Hello Australia!! - Trump's weak response to the Saudis over the Khashoggi affair - Anwar Ibrahim is now the comeback kid of Malaysia - Germans march against growing the right-wing dangers - And more in your CareerSpot Global News Briefs:

Donald Trump is claiming there would be "severe punishment" if Saudi Arabia are found to be responsible for killing missing Washington Post columnist and Saudi dissident Jamal Khashoggi.  But he's ruling out canceling a controversial arms deal with Saudi Arabia.  Purported to be worth more than US$100 Billion, the Saudis have not followed through with their end of it and have only purchased around US$14 Billion so far.  Trump claims that if the US backs out, the Saudis will just go to Russia or China to buy their war kit.  The US is also still planning to attend a business conference in Saudi Arabia, despite major media and financial corporations pulling out over the disappearance of Khashoggi, who was vocal critic of Saudi Crown Prince Muhammad bin Salman. 

A Turkish newspaper says that Mr.
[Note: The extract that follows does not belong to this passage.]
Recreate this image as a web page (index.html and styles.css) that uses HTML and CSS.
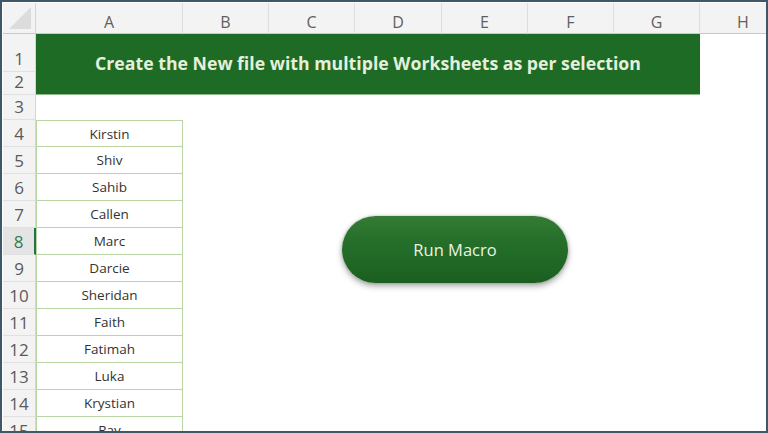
FILE: index.html
```html
<!DOCTYPE html>
<html>
<head>
<meta charset="utf-8">
<link rel="stylesheet" href="styles.css">
</head>
<body>
<div class="frame">
  <div class="sheet">
    <div class="corner"><span class="tri"></span></div>
    <div class="colhead">A</div>
    <div class="colhead">B</div>
    <div class="colhead">C</div>
    <div class="colhead">D</div>
    <div class="colhead">E</div>
    <div class="colhead">F</div>
    <div class="colhead">G</div>
    <div class="colhead last">H</div>

    <div class="rowhead r1">1</div>
    <div class="banner">Create the New file with multiple Worksheets as per selection</div>
    <div class="rowhead r2">2</div>
    <div class="rowhead r3">3</div>

    <div class="rowhead r4">4</div><div class="name first r4">Kirstin</div>
    <div class="rowhead r5">5</div><div class="name r5">Shiv</div>
    <div class="rowhead r6">6</div><div class="name r6">Sahib</div>
    <div class="rowhead r7">7</div><div class="name r7">Callen</div>
    <div class="rowhead r8 sel">8</div><div class="name r8">Marc</div>
    <div class="rowhead r9">9</div><div class="name r9">Darcie</div>
    <div class="rowhead r10">10</div><div class="name r10">Sheridan</div>
    <div class="rowhead r11">11</div><div class="name r11">Faith</div>
    <div class="rowhead r12">12</div><div class="name r12">Fatimah</div>
    <div class="rowhead r13">13</div><div class="name r13">Luka</div>
    <div class="rowhead r14">14</div><div class="name r14">Krystian</div>
    <div class="rowhead r15">15</div><div class="name r15">Ray</div>
  </div>
  <div class="macro-btn">Run Macro</div>
</div>
</body>
</html>
```
FILE: styles.css
```css
html, body {
  margin: 0;
  padding: 0;
  background: #ffffff;
}
.frame {
  position: relative;
  width: 768px;
  height: 433px;
  box-sizing: border-box;
  border: 2px solid #3f5868;
  overflow: hidden;
  background: #ffffff;
  font-family: "Open Sans", "Noto Sans", sans-serif;
}
.sheet {
  display: grid;
  margin: 1px 0 0 1px;
  grid-template-columns: 33px 147px 86px 86px 87px 86px 86px 86px 86px;
  grid-template-rows: 31px 38px 23px 25px repeat(12, 27px);
}
.corner {
  grid-column: 1;
  grid-row: 1;
  background: #f3f3f3;
  border-right: 1px solid #d6d6d6;
  border-bottom: 1px solid #c8c8c8;
  position: relative;
}
.tri {
  position: absolute;
  right: 4px;
  bottom: 4px;
  width: 0;
  height: 0;
  border-left: 22px solid transparent;
  border-bottom: 22px solid #dcdcdc;
}
.colhead {
  grid-row: 1;
  background: #f3f3f3;
  border-bottom: 1px solid #c8c8c8;
  border-right: 1px solid #dedede;
  color: #5f5f5f;
  font-size: 16px;
  display: flex;
  align-items: center;
  justify-content: center;
  padding-top: 7px;
  box-sizing: border-box;
}
.colhead.last { border-right: none; }
.rowhead {
  grid-column: 1;
  background: #f3f3f3;
  border-right: 1px solid #d6d6d6;
  border-bottom: 1px solid #e0e0e0;
  color: #5a5a5a;
  font-size: 17px;
  display: flex;
  align-items: flex-end;
  justify-content: center;
  padding-bottom: 1px;
  box-sizing: border-box;
}
.rowhead.sel {
  background: #e4e4e4;
  color: #2e7d4f;
  border-right: 2px solid #217346;
}
.r1 { grid-row: 2; }
.r2 { grid-row: 3; }
.r3 { grid-row: 4; }
.r4 { grid-row: 5; }
.r5 { grid-row: 6; }
.r6 { grid-row: 7; }
.r7 { grid-row: 8; }
.r8 { grid-row: 9; }
.r9 { grid-row: 10; }
.r10 { grid-row: 11; }
.r11 { grid-row: 12; }
.r12 { grid-row: 13; }
.r13 { grid-row: 14; }
.r14 { grid-row: 15; }
.r15 { grid-row: 16; }
.banner {
  grid-column: 2 / 9;
  grid-row: 2 / 4;
  background: #1e6b26;
  border-bottom: 1px solid #8fb98f;
  color: #e4f0dc;
  font-weight: 700;
  font-size: 17.7px;
  display: flex;
  align-items: center;
  justify-content: center;
  padding-bottom: 2px;
}
.name {
  grid-column: 2;
  border-left: 1px solid #b9d5a4;
  border-right: 1px solid #b9d5a4;
  border-bottom: 1px solid #b9d5a4;
  color: #333333;
  font-size: 13.5px;
  display: flex;
  align-items: center;
  justify-content: center;
  box-sizing: border-box;
}
.name.first { border-top: 1px solid #b9d5a4; }
.macro-btn {
  position: absolute;
  left: 340px;
  top: 214px;
  width: 226px;
  height: 67px;
  border-radius: 34px;
  background: linear-gradient(#347c35 0%, #26702b 35%, #1b5f20 100%);
  box-shadow: 0 3px 6px rgba(0,0,0,0.35), 0 0 3px rgba(0,0,0,0.2);
  color: #e8f4e2;
  font-size: 16.5px;
  display: flex;
  align-items: center;
  justify-content: center;
}
```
Khashoggi might have recorded his own murder when he entered the Saudi consulate in Istanbul on 2 October, never to be seen again.  How this might have happened is not clear and has been disputed by other sources, but the Turks say that Khashoggi wore an Apple Watch inside the consulate; it could have been linked to his iPhone outside via bluetooth.  Or, possibly he had another device on him that was linked to the outside world through the consulate's own WiFi.  Turkish investigators reportedly have audio and video evidence suggesting that a Saudi hit team was waiting for him inside, which murdered and dismembered him.  Saudi Arabia has unequivocally denied any murder has taken place and claims Khashoggi wrapped up his business and left the consulate as usual.

At least seven climbers are dead after a powerful storm swept through the base camp on Nepal's Gurja Himal mountain.  Two more people are missing.  Several of the dead climbers were from South Korea.  The weather was too awful to attempt to land rescue choppers at base camp,and nearby villagers had to climb up to retrieve the bodies and assess the situation.  Police aren't likely to get to base camp until later today.
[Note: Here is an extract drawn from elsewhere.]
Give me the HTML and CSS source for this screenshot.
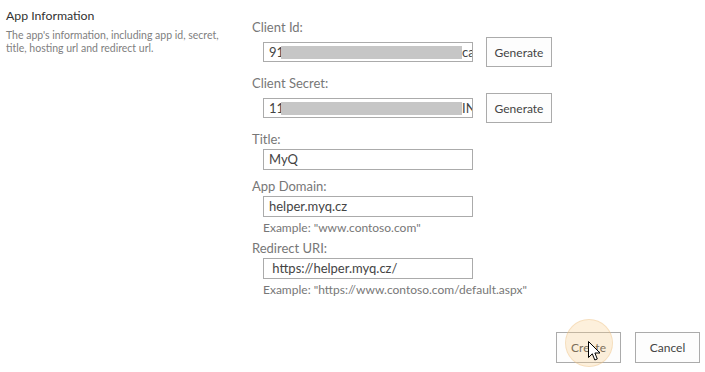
FILE: index.html
```html
<!DOCTYPE html>
<html lang="en">
<head>
    <meta charset="UTF-8">
    <title>App Information</title>
    <link rel="stylesheet" href="styles.css">
</head>
<body>
    <div class="page">
        <div class="section-info">
            <h2>App Information</h2>
            <p>The app's information, including app id, secret, title, hosting url and redirect url.</p>
        </div>

        <div class="section-fields">
            <div class="field">
                <label>Client Id:</label>
                <div class="field-row">
                    <div class="text-box"><span class="value">91</span><span class="redact"></span><span class="value">ca</span></div>
                    <button class="btn">Generate</button>
                </div>
            </div>

            <div class="field">
                <label>Client Secret:</label>
                <div class="field-row">
                    <div class="text-box"><span class="value">11</span><span class="redact"></span><span class="value">IN</span></div>
                    <button class="btn">Generate</button>
                </div>
            </div>

            <div class="field">
                <label>Title:</label>
                <div class="text-box plain">MyQ</div>
            </div>

            <div class="field with-hint">
                <label>App Domain:</label>
                <div class="text-box plain">helper.myq.cz</div>
                <div class="hint">Example: "www.contoso.com"</div>
            </div>

            <div class="field with-hint">
                <label>Redirect URI:</label>
                <div class="text-box plain">&nbsp;https://helper.myq.cz/</div>
                <div class="hint">Example: "https://www.contoso.com/default.aspx"</div>
            </div>
        </div>
    </div>

    <div class="actions">
        <button class="btn btn-wide create">Create
            <span class="click-ring"></span>
            <svg class="cursor" width="13" height="21" viewBox="0 0 13 21">
                <path d="M0.5 0.5 L0.5 16.5 L4.3 12.8 L6.8 19 L9.3 18 L6.9 12 L12 12 Z" fill="#fff" stroke="#000" stroke-width="1" stroke-linejoin="miter"/>
            </svg>
        </button>
        <button class="btn btn-wide">Cancel</button>
    </div>
</body>
</html>
```

FILE: styles.css
```css
* {
    margin: 0;
    padding: 0;
    box-sizing: border-box;
}

body {
    background: #fff;
    color: #333;
    font-family: Lato, "Open Sans", Arial, sans-serif;
    width: 705px;
    height: 372px;
    overflow: hidden;
}

.page {
    display: flex;
    padding-top: 8px;
}

.section-info {
    width: 252px;
    padding-left: 6px;
}

.section-info h2 {
    font-size: 12.3px;
    font-weight: normal;
    line-height: 16px;
    color: #333;
}

.section-info p {
    margin-top: 5px;
    font-size: 10.5px;
    line-height: 13px;
    color: #808080;
    width: 225px;
}

.section-fields {
    flex: 1;
    padding-top: 11px;
}

.field {
    margin-bottom: 8px;
}

.field.with-hint {
    margin-bottom: 4px;
}

.field label {
    display: block;
    font-size: 13px;
    line-height: 16px;
    color: #777;
}

.field-row {
    display: flex;
    align-items: center;
    margin-top: 2px;
}

.text-box {
    width: 210px;
    height: 20px;
    margin-left: 11px;
    border: 1px solid #ababab;
    padding: 0 5px;
    font-size: 13px;
    line-height: 18px;
    color: #444;
    white-space: nowrap;
    overflow: hidden;
    display: flex;
    align-items: center;
}

.text-box.plain {
    margin-top: 2px;
    height: 21px;
    display: block;
}

.redact {
    display: inline-block;
    width: 181px;
    height: 13px;
    margin-left: -3px;
    background: #c6c6c6;
    flex-shrink: 0;
}

.value {
    flex-shrink: 0;
}

.hint {
    margin: 3px 0 0 11px;
    font-size: 12px;
    line-height: 16px;
    color: #777;
}

.btn {
    background: #fdfdfd;
    border: 1px solid #ababab;
    color: #444;
    font-family: inherit;
    font-size: 12px;
    height: 30px;
    width: 66px;
    margin-left: 13px;
}

.actions {
    display: flex;
    justify-content: flex-end;
    gap: 14px;
    padding-right: 5px;
    margin-top: 30px;
}

.btn-wide {
    width: 65px;
    height: 31px;
    margin-left: 0;
}

.create {
    position: relative;
}

.click-ring {
    position: absolute;
    left: 8px;
    top: -14px;
    width: 48px;
    height: 48px;
    border-radius: 50%;
    background: rgba(250, 205, 140, 0.3);
    border: 1px solid rgba(235, 190, 130, 0.35);
}

.cursor {
    position: absolute;
    left: 31px;
    top: 8px;
}
```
A car crashed into a truck in northern Greece killing eleven people.  Ten are suspected immigrants who crossed over from Turkey, and the driver is a suspected people smuggler.  The car was speeding from the Turkish border to Thessaloniki when it crossed into opposing traffic.

Indonesian officials say at least 27 people are dead after torrential rains triggered flash floods and landslides on Sumatra.  Many of the dead are school children.
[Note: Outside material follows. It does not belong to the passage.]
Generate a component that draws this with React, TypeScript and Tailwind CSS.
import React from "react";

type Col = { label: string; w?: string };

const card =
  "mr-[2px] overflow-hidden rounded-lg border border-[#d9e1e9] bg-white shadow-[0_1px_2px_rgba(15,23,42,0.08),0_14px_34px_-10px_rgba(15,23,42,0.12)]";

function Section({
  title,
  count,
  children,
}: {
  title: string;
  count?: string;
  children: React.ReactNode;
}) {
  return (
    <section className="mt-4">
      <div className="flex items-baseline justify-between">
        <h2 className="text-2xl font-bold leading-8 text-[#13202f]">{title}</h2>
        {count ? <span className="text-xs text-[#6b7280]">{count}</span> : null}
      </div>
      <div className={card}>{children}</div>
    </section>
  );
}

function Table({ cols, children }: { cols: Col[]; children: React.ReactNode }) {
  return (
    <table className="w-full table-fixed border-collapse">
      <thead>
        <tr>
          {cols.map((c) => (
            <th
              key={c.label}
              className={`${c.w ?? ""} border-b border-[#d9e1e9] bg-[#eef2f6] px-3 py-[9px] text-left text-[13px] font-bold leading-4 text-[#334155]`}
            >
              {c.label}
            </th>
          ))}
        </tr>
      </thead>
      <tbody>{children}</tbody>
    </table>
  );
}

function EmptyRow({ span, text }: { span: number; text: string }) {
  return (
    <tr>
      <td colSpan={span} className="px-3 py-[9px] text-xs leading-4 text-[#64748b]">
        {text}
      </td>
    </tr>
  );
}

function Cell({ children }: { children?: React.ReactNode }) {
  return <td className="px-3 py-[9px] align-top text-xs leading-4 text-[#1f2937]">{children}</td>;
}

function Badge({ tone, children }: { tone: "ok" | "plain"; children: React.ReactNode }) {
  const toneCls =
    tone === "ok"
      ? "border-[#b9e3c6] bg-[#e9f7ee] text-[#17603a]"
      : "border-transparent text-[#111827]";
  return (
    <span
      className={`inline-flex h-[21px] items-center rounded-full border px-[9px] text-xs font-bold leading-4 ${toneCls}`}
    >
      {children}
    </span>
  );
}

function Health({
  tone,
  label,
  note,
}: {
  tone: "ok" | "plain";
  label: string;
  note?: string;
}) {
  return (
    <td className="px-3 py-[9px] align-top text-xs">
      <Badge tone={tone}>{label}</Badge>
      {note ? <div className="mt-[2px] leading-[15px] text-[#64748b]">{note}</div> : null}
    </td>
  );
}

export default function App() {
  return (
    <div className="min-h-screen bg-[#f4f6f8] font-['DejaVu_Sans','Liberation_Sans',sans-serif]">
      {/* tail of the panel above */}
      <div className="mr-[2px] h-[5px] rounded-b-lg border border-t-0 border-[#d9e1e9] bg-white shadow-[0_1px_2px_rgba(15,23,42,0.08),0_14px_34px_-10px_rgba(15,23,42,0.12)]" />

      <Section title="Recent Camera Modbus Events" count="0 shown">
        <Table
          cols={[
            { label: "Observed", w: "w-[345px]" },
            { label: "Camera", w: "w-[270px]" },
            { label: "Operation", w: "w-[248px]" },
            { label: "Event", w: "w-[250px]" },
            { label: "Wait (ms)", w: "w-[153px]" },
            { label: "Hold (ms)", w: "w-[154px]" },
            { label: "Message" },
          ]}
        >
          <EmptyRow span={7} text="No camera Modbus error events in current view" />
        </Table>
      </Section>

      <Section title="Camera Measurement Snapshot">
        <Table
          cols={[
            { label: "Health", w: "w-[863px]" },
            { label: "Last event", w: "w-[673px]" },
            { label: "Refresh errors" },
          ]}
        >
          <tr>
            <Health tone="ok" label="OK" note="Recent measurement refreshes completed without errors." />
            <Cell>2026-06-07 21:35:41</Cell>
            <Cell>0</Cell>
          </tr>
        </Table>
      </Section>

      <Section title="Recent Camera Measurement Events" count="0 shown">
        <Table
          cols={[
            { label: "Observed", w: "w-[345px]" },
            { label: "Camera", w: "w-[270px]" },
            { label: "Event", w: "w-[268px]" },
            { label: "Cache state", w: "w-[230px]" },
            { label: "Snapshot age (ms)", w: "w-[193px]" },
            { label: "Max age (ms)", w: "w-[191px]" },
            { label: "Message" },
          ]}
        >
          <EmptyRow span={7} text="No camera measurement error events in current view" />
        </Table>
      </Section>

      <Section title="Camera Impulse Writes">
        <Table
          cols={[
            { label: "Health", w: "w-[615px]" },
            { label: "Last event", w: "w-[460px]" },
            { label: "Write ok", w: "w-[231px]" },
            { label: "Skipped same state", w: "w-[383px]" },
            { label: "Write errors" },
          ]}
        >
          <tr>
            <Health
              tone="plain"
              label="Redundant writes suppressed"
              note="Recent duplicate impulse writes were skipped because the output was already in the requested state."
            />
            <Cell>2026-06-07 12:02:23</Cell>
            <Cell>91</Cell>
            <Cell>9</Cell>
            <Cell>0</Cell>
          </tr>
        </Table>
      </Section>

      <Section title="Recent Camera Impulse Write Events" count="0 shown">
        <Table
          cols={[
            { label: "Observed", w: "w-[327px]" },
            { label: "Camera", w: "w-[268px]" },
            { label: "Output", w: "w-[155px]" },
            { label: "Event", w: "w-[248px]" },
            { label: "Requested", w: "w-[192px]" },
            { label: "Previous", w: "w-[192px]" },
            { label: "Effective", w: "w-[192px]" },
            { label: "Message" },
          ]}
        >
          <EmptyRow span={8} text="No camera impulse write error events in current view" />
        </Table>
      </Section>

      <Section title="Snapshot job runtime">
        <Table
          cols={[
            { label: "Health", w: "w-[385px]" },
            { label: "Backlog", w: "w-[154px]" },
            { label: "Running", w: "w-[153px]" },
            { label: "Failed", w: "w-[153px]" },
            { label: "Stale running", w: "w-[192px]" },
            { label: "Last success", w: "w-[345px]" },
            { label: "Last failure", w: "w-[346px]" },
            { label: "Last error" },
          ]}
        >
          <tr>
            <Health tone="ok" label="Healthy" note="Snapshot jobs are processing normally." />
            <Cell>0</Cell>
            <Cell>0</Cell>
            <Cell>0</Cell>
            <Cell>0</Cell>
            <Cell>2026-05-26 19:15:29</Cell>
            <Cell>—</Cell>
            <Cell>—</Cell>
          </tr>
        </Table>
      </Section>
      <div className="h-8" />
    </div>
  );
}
Malaysian politician Anwar Ibrahim won a landslide in his by-election for the Port Dickson parliament seat; it secures another step in his political comeback and widely expected eventual takeover from Prime Minister Mahathir Mohamad. 

Tens of thousands of Germans rallied in Berlin against racism and nationalism, amid rising concerns about the country's increasingly boisterous far right.  A coalition of pro-refugee, gay rights, Muslim organizations, and other groups marched under the slogan "solidarity instead of exclusion - for an open and free society".  But that's cosmopolitan Berlin.  Chancellor Angela Merkel's conservative sister party the CSU is expected to suffer humiliating losses in Sunday's Bavarian state election, while the Greens and the far-right Alternative fur Deutschland (AfD) are looking for great gains.  The AfD was condemned (again) for a bit on its website trying to recruit students to inform on teachers who share political views the party disagrees with.  Justice minister Katarina Barley said the attempt to recruit kids and collegians to rat out their own instructors was a "method of dictators" and an attempt to limit democracy.

Pope Francis lowered the boom on two more church officials in Chile, defrocking the retired bishops over their links to that country's clergy sex abuse scandal.  The decisions against Francisco Jose Cox Huneeus, archbishop emeritus of La Serena, and Marco Antonio Ordenes Fernandez, archbishop emeritus of Iquique, cannot be appealed.  The Vatican announced the disciplinary measures as the Pope met with Chilean President Sebastian Pinera at the Vatican

On Sunday, the Pope will canonize seven new saints in the Roman Catholic Church that observers say reflect Francis' desire to move the church out of marble palaces and closer to the people.  The list includes his predecessor, the liberal Pope Paul VI who oversaw much of the church's post-Vatican II reformations in the 1960s and 1970s.  Paul VI reached out to Orthodox Christians and fiercely condemned the US war in Vietnam before the United Nations; he also reaffirmed the church's opposition to artificial contraception.  Another new saint is El Salvadoran Archbishop Oscar Romero who opposed the country's military dictatorship, only to be gunned down by a right-wing death squad while holding mass in a hospital chapel.  His funeral was attended by 100,000 people, but effectively boycotted by conservative Pope John Paul II; critics say JPII and Pope Benedict XVI stalled Romero's canonization.